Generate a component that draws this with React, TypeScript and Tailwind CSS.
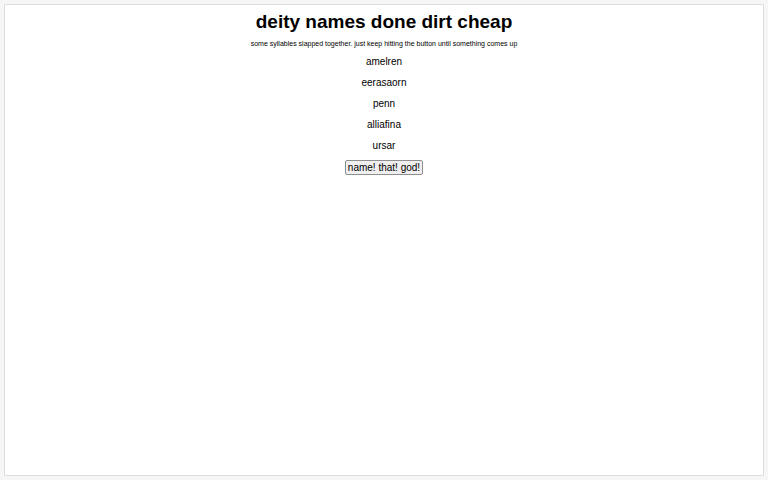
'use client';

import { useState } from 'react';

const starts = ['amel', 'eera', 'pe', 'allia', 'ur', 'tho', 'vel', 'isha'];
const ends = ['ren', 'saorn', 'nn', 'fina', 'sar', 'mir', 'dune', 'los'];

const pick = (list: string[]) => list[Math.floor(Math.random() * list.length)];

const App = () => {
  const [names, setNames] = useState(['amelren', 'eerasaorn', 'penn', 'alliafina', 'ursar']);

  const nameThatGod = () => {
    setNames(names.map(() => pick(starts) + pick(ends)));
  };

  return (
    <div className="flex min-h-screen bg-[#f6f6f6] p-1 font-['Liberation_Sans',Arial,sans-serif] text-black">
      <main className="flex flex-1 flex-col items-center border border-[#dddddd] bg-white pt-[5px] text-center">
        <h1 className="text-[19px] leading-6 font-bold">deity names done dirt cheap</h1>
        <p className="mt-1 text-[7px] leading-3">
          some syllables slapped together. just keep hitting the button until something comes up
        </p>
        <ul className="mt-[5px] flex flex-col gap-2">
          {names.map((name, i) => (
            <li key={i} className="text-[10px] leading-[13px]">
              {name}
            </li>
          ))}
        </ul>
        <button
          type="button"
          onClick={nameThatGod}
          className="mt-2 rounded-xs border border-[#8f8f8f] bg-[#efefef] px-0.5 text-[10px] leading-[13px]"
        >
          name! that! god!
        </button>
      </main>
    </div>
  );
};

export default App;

■ **Stated task**: From the first line above through the line containing "const pick = (list: string[])", copy everything exactly, without the pictures.

■ **Task response**:
Generate a component that draws this with React, TypeScript and Tailwind CSS.
'use client';

import { useState } from 'react';

const starts = ['amel', 'eera', 'pe', 'allia', 'ur', 'tho', 'vel', 'isha'];
const ends = ['ren', 'saorn', 'nn', 'fina', 'sar', 'mir', 'dune', 'los'];

const pick = (list: string[]) => list[Math.floor(Math.random() * list.length)];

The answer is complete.